Tras unos minutos ya estaba a tan solo unos cien metros detrás de él, así que
aceleré el ritmo y me dije que tenía que esforzarme todavía un poco más.
En ese
instante llegué a pensar, incluso, que no estaba haciendo jogging, sino
corriendo el tramo final de una competición olímpica. Decidido a atraparlo,
finalmente, lo logré. Le di caza y le sobrepasé con aire de suficiencia.
Por
dentro me sentía tan bien. ¡"Le
gané"!, me decía a mi mismo. Por supuesto, mi 'rival' no se había
percatado absolutamente de nada, porque en ningún momento alteró su ritmo de
carrera. Él estaba, simplemente,
haciendo un poco de ejercicio vespertino y de ningún modo en una carrera contra
mi o contra nadie.
Una vez
me calmé tras la fatiga, me di cuenta de que había estado tan enfocado en competir,
que me había despistado completamente. Me
había ido casi seis manzanas más allá de mi calle. Di la vuelta mascullando
al respecto de mi solemne estupidez..."
Aparte
de la anécdota, ¿no
es esto lo que sucede en nuestra vida cuando nos centramos en rivalizar con los
compañeros de trabajo, los vecinos, amigos y familiares, tratando de superarles
o de demostrar que somos más exitosos o más importantes o más sabios?

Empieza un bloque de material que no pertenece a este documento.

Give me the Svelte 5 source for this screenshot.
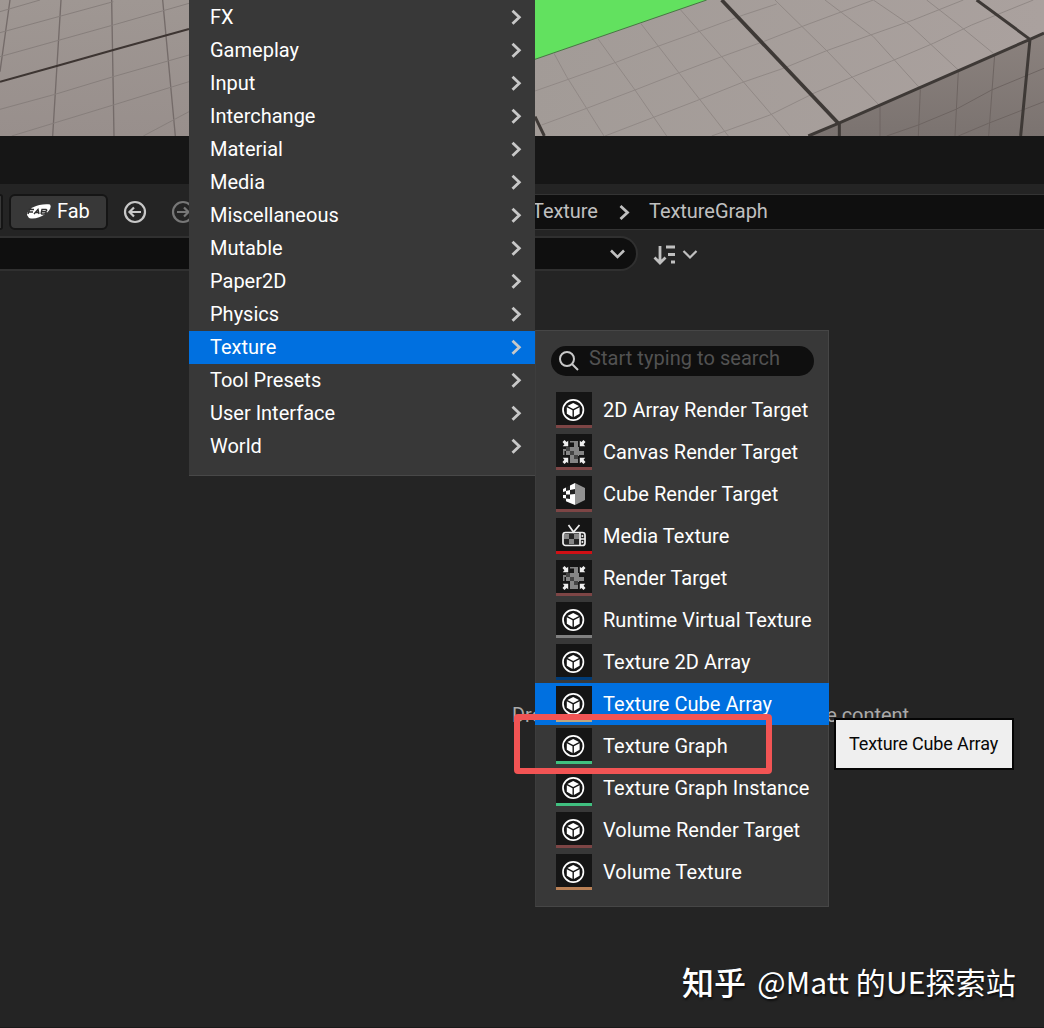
<script>
  const categories = ['FX', 'Gameplay', 'Input', 'Interchange', 'Material', 'Media', 'Miscellaneous', 'Mutable', 'Paper2D', 'Physics', 'Texture', 'Tool Presets', 'User Interface', 'World'];
  const assets = [
    ['2D Array Render Target', 'cube', 'maroon'],
    ['Canvas Render Target', 'canvas', 'maroon'],
    ['Cube Render Target', 'solid', 'maroon'],
    ['Media Texture', 'media', 'red'],
    ['Render Target', 'canvas', 'maroon'],
    ['Runtime Virtual Texture', 'cube', 'gray'],
    ['Texture 2D Array', 'cube', 'navy'],
    ['Texture Cube Array', 'cube', 'tan'],
    ['Texture Graph', 'cube', 'green'],
    ['Texture Graph Instance', 'cube', 'green'],
    ['Volume Render Target', 'cube', 'maroon'],
    ['Volume Texture', 'cube', 'orange']
  ];
</script>

<main>
  <svg class="viewport" viewBox="0 0 1044 136">
    <defs>
      <linearGradient id="floor" x2="0" y2="1"><stop stop-color="#9f9793" /><stop offset="1" stop-color="#988f8c" /></linearGradient>
      <linearGradient id="top" x2="1"><stop stop-color="#a29b97" /><stop offset="1" stop-color="#aaa19e" /></linearGradient>
      <linearGradient id="side" x2="0" y2="1"><stop stop-color="#8b827e" /><stop offset="1" stop-color="#7b7370" /></linearGradient>
    </defs>
    <rect width="190" height="136" fill="url(#floor)" />
    <rect x="530" width="514" height="136" fill="url(#top)" />
    <g transform="scale(.33333)" fill="none" stroke="#877e7b" stroke-width="3">
      <path d="M30 0 0 215M183 0 158 408M335 0 342 408M488 0 526 408" stroke="#746b69" stroke-width="4" />
      <path d="M0 35 120 0M0 98 340 5M0 170 340 75 567 10M0 328 165 283 340 230 567 165M35 408 340 315 567 245M430 408 567 335" />
      <path d="M0 245 170 198 340 150 567 87" stroke="#3d3532" stroke-width="6" />
    </g>
    <g transform="translate(530 0) scale(.33333)" fill="none" stroke="#918986" stroke-width="3">
      <path d="M15 0H530L15 178Z" fill="#62e15f" stroke="none" />
      <path d="M530 0 15 178" stroke="#477543" />
      <path d="M835 408 925 370 1500 118 1542 99V408Z" fill="url(#side)" stroke="none" />
      <path d="M72 160 110 230 222 408M203 115 315 270 410 408M332 70 448 220 595 408M452 30 575 170 780 408M735 0 888 150 1050 318M885 0 1030 110 1170 265M1030 0 1140 75 1285 210M1190 0 1280 70 1390 160" />
      <path d="M15 273 115 238 255 188 375 142 500 97 640 45 740 12M35 375 170 325 315 270 448 218 575 170 700 125 820 78 1030 0M225 408 350 360 500 302 635 248 760 205 890 152 1022 105 1150 60 1300 0M545 408 720 345 855 278 970 230 1085 183 1210 130 1325 75 1510 0" />
      <path d="M1050 320V408M1171 268 1165 408M1285 215 1275 408M1394 165 1376 408M1070 408 1165 375 1278 328 1385 270 1542 205M1285 408 1375 370 1542 305" stroke="#6d6461" />
      <path d="M575 0 925 370" stroke="#3e3936" stroke-width="11" />
      <path d="M835 408 925 370 1500 118 1542 99M1340 0 1500 118M928 370V408M1500 118 1472 408M15 350 43 408" stroke="#3e3936" stroke-width="9" />
    </g>
  </svg>
  <div class="panel-gap"></div>
  <div class="toolbar">
    <div class="edge-button"></div>
    <div class="fab">
      <svg width="26" height="20" viewBox="0 0 26 20"><path d="M1 14C1 7 14 2 24 3.5 28 9 13 20 3 17Z" fill="#fff" /><g fill="none" stroke="#303030" stroke-width="1.4"><path d="M2 13 3.5 8.5H8M3 11H7M8 13 12 8.5 13 13M10 11.5H13M15 13 16 8.5H20Q22 9.5 19 10.8 22 12 18 13H15M16 10.8H19" /></g></svg>
      <span>Fab</span>
    </div>
    <svg class="nav" viewBox="0 0 24 24"><circle cx="12" cy="12" r="10" /><path d="M18 12H7M11 7.5 6.5 12 11 16.5" /></svg>
    <svg class="nav dim" viewBox="0 0 24 24"><circle cx="12" cy="12" r="10" /><path d="M6 12H17M13 7.5 17.5 12 13 16.5" /></svg>
    <div class="crumbs"><span class="crumb">Texture</span><svg width="12" height="18" viewBox="0 0 12 18"><path d="M1.5 3 8.5 9.5 1.5 16" /></svg><span class="crumb second">TextureGraph</span></div>
  </div>
  <div class="filters">
    <div class="field"><svg width="18" height="12" viewBox="0 0 18 12"><path d="M3 2.5 9.5 9 16 2.5" /></svg></div>
    <svg class="sort" width="46" height="24" viewBox="0 0 46 24"><path d="M7 3V20M1.5 14.5 7 20 12.5 14.5M13 4H22M15 11.5H22M18 19H22" stroke-width="2.8" /><path d="M30.5 8 37 14.5 43.5 8" stroke-width="2.2" /></svg>
  </div>
  <div class="content"><p>Drop files here or right click to create content.</p></div>

  <nav class="menu">
    {#each categories as name}
      <div class="item" class:active={name === 'Texture'}><span>{name}</span><svg width="12" height="16" viewBox="0 0 12 16"><path d="M1.5 1.8 8.3 8.3 1.5 14.8" /></svg></div>
    {/each}
  </nav>

  <section class="submenu">
    <div class="search"><svg width="22" height="22" viewBox="0 0 22 22"><circle cx="9" cy="9" r="7" /><path d="M14 14 20 20" /></svg><span>Start typing to search</span></div>
    {#each assets as [name, icon, color]}
      <div class="asset" class:active={name === 'Texture Cube Array'}>
        <div class="thumb {color}">
          <svg width="36" height="36" viewBox="0 0 36 36">
            {#if icon === 'cube'}
              <circle cx="17.2" cy="18" r="10.2" fill="none" stroke="#fff" stroke-width="1.7" />
              <path d="M17.2 11 23 14 17.2 17 11.4 14ZM10.8 15.2 16.5 18.2V25L10.8 21.8ZM23.6 15.2 17.9 18.2V25L23.6 21.8Z" fill="#fff" />
            {:else if icon === 'canvas'}
              <path d="M14 7H22V8.5H14ZM18 8H22V13H18ZM14 13H18V17H14ZM22 13H23V17H28V21H22V17H18V13H22ZM10 17H14V21H10ZM18 17H22V21H18ZM14 21H18V25H22V29H14ZM7 15H10V17H8.5V21H7ZM22 21H23V22H22Z" fill="#858585" />
              <path d="M14 17H18V21H14ZM10 13H14V17H10ZM18 21H22V25H18Z" fill="#444" />
              <g fill="#eee"><path d="M6.5 8 8.5 6 10.6 8 12.2 6.8V12.2H6.8L8.4 10.2ZM29.5 8 27.5 6 25.4 8 23.8 6.8V12.2H29.2L27.6 10.2ZM6.5 28 8.5 30 10.6 28 12.2 29.2V23.8H6.8L8.4 25.8ZM29.5 28 27.5 30 25.4 28 23.8 29.2V23.8H29.2L27.6 25.8Z" /></g>
            {:else if icon === 'solid'}
              <path d="M7 13 19 7V29L7 24Z" fill="#222" />
              <path d="M19 7 29 12V24L19 29Z" fill="#929292" />
              <path d="M14 9.5 19 7V13L14 14ZM7 13 10 11.4V15L7 16ZM10 15 14 14V18.5H10ZM14 18.5 19 18V24L14 23ZM7 19H10V22.5L7 22ZM10 22.5 14 23V27L10 25.3ZM19 23V29L14 27V23Z" fill="#fff" />
            {:else}
              <rect x="7" y="14.5" width="22" height="13" rx="2.5" fill="#252525" stroke="#eee" stroke-width="1.7" />
              <path d="M8 16H13V21H18V16H23V21H18V26H13V21H8Z" fill="#858585" />
              <path d="M12.5 7 17.5 14 23.5 7M24 15V27M24 21H29" fill="none" stroke="#eee" stroke-width="1.7" />
              <circle cx="26.4" cy="18" r="1" fill="#eee" /><circle cx="26.4" cy="24" r="1" fill="#eee" />
            {/if}
          </svg>
        </div>
        <span>{name}</span>
      </div>
    {/each}
  </section>
  <div class="tooltip">Texture Cube Array</div>
  <div class="callout"></div>
  <div class="watermark"><b>知乎</b><span>@Matt 的UE探索站</span></div>
</main>

<style>
  :global(body) { margin: 0; background: #242424; }
  main { position: relative; display: flex; flex-direction: column; width: 1044px; height: 1028px; overflow: hidden; background: #242424; font: 20px/24px Roboto, sans-serif; color: #fff; box-sizing: border-box; border-bottom: 1px solid #1a1a1a; }
  main * { box-sizing: border-box; }
  svg { display: block; flex: none; }
  span, p { white-space: nowrap; }
  .viewport { width: 1044px; height: 136px; }
  .panel-gap { height: 48px; background: #161616; flex: none; }
  .toolbar { height: 53px; display: flex; align-items: flex-start; padding-top: 10px; flex: none; }
  .edge-button { width: 3px; height: 36px; margin-right: 6px; border: 2px solid #151515; border-left: 0; border-radius: 0 5px 5px 0; background: #383838; }
  .fab { width: 99px; height: 36px; display: flex; align-items: center; padding: 0 0 2px 15px; gap: 5px; background: #383838; border: 2px solid #151515; border-radius: 6px; }
  .nav { width: 24px; height: 24px; margin: 6px 0 0 15px; fill: none; stroke: #c8c8c8; stroke-width: 2.2; }
  .dim { margin-left: 24px; stroke: #777; }
  .crumbs { flex: 1; height: 36px; margin-left: 10px; padding-left: 326px; display: flex; align-items: center; background: #0f0f0f; border: 1px solid #343434; border-right: 0; color: #c0c0c0; }
  .crumb { padding-bottom: 2px; width: 66px; letter-spacing: -.05px; }
  .crumbs svg { margin-left: 21px; }
  .crumbs path, .field path, .sort path { fill: none; stroke: #c0c0c0; }
  .crumbs path { stroke-width: 2.8; }
  .second { width: auto; margin-left: 18px; }
  .filters { display: flex; height: 35px; flex: none; }
  .field { width: 638px; height: 35px; margin-top: -1px; display: flex; align-items: center; justify-content: flex-end; padding-right: 10px; background: #0f0f0f; border: 2px solid #303030; border-left: 0; border-radius: 0 18px 18px 0; }
  .field path { stroke-width: 2.6; }
  .sort { margin: 6px 0 0 15px; }
  .content { flex: 1; padding: 431px 0 0 512px; color: #aaa; letter-spacing: -.04px; }
  p { margin: 0; }
  .menu { position: absolute; left: 189px; top: 0; width: 346px; height: 476px; padding-top: 1px; background: #383838; border-bottom: 1px solid #484848; }
  .item { height: 33px; display: flex; align-items: center; justify-content: space-between; padding: 0 12px 1px 21px; }
  .item path { fill: none; stroke: #c8c8c8; stroke-width: 2.8; }
  .active { background: #0070e0; }
  .submenu { position: absolute; left: 535px; top: 330px; width: 294px; height: 577px; padding-top: 15px; background: #383838; border: 1px solid #464646; border-left-color: #3d3d3d; }
  .search { width: 263px; height: 30px; margin: 0 0 13px 15px; padding-left: 7px; display: flex; align-items: center; background: #0f0f0f; border-radius: 15px; color: #525252; }
  .search svg { fill: none; stroke: #c8c8c8; stroke-width: 2; }
  .search span { margin: -6px 0 0 9px; letter-spacing: .05px; }
  .asset { height: 42px; margin: 0 -1px; display: flex; align-items: center; padding-left: 21px; letter-spacing: .03px; }
  .asset span { margin-left: 11px; }
  .thumb { width: 36px; height: 36px; background: #151515; border-bottom: 3px solid; }
  .maroon { border-color: #7d4545; } .red { border-color: #d01015; } .gray { border-color: #808080; } .navy { border-color: #003c78; } .tan { border-color: #bba57e; } .green { border-color: #40c080; } .orange { border-color: #b98055; }
  .tooltip { position: absolute; left: 834px; top: 718px; width: 180px; height: 52px; padding: 12px 0 0 13px; background: #efefef; border: 2px solid #050505; color: #080808; font-size: 18px; letter-spacing: -.14px; white-space: nowrap; }
  .callout { position: absolute; left: 514px; top: 714px; width: 258px; height: 60px; border: 6px solid #f25454; border-radius: 4px; }
  .watermark { position: absolute; left: 682px; top: 958px; display: flex; align-items: center; gap: 11px; font: 30px/46px "Noto Sans CJK SC", sans-serif; letter-spacing: .12px; white-space: nowrap; text-shadow: 1px 2px 2px #0009; }
  b { font-size: 32px; font-weight: 500; }
</style>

¿No nos enfocamos tanto en la competición que nos pasamos de manzana, o de
cuadra como se dice en América?
Hay
gente que lleva compitiendo toda su vida, y no solo en el ámbito profesional. Y
así, hasta que se dan cuenta de que la raíz de su afán de competencia es simplemente la
aceptación. Nunca se han sentido plenamente aceptados y su vida se
convierte en una constante necesidad de demostrar que son dignos de
reconocimiento, bloqueando el conducto a la inspiración y la confianza en sí
mismos. Gastan
tanto tiempo y tanta energía corriendo detrás de las metas autoimpuestas, que
se desvían de los caminos más simples en los que no se compite, sino
simplemente se vive... y además, de forma bastante serena.
El
problema con la competitividad mal entendida, es que es un círculo que nunca
termina de completarse. Siempre habrá alguien en el ranking por delante de
nosotros, alguien con un mejor trabajo, un mejor coche, más dinero en el banco,
más educación o inteligencia, con una mujer guapa o un esposo más guapo, mejor
comportamiento de sus hijos, etc.
Compararse
con alguien que está mejor es absurdo, pero también lo es, e incluso peor, hacerlo con
alguien que está por debajo, porque si no se encuentran a nuestro nivel, eso no
demostrará que nosotros hayamos obtenido mejores resultados. No te engañes.
Despertamos
a la realidad cuando descubrimos que la carrera no está en contra de los demás,
sino en
contra de nuestro potencial personal. Por lo tanto, compite contra
ti mismo. Define el objetivo a lograr cada día. Trabaja con diligencia y evalúa
tu desempeño a diario. Al día siguiente, trata de hacerlo mejor.
Nunca
perderás tu motivación, ni tampoco enfermarás de las emociones que destruyen la
mente (como los celos, la envidia, la amargura o el resentimiento), si te
utilizas a ti mismo como tu propio estándar o punto de referencia. Si eres
capaz de ser tú mismo, no tienes competencia. Todo lo que tienes que hacer es conseguir
más y más de tu esencia.
Una
vez leí un artículo acerca de Bill
Gates, en el que declaraba que él veía su negocio (Microsoft) como un gran
autobús, pero sin frenos, sin embrague y sin espejo retrovisor. El autobús, sin
embargo, sí tenía un pedal acelerador en el que se había colocado un gran peso
encima, con el fin de asegurar que continuaba por siempre moviéndose a una
velocidad máxima, que nunca desaceleraba, y mucho menos paraba.
La
moraleja de esta analogía es que como sus competidores están siempre justo
detrás de él, tratando de adelantarle, no hay necesidad de controlar lo que
pasa atrás, para ver si alguien se acerca, ni habrá necesidad de frenar o de
cambiar de marcha. Lo único que hay que hacer es seguir adelante a toda
velocidad, porque uno mismo es la única medida y la única referencia.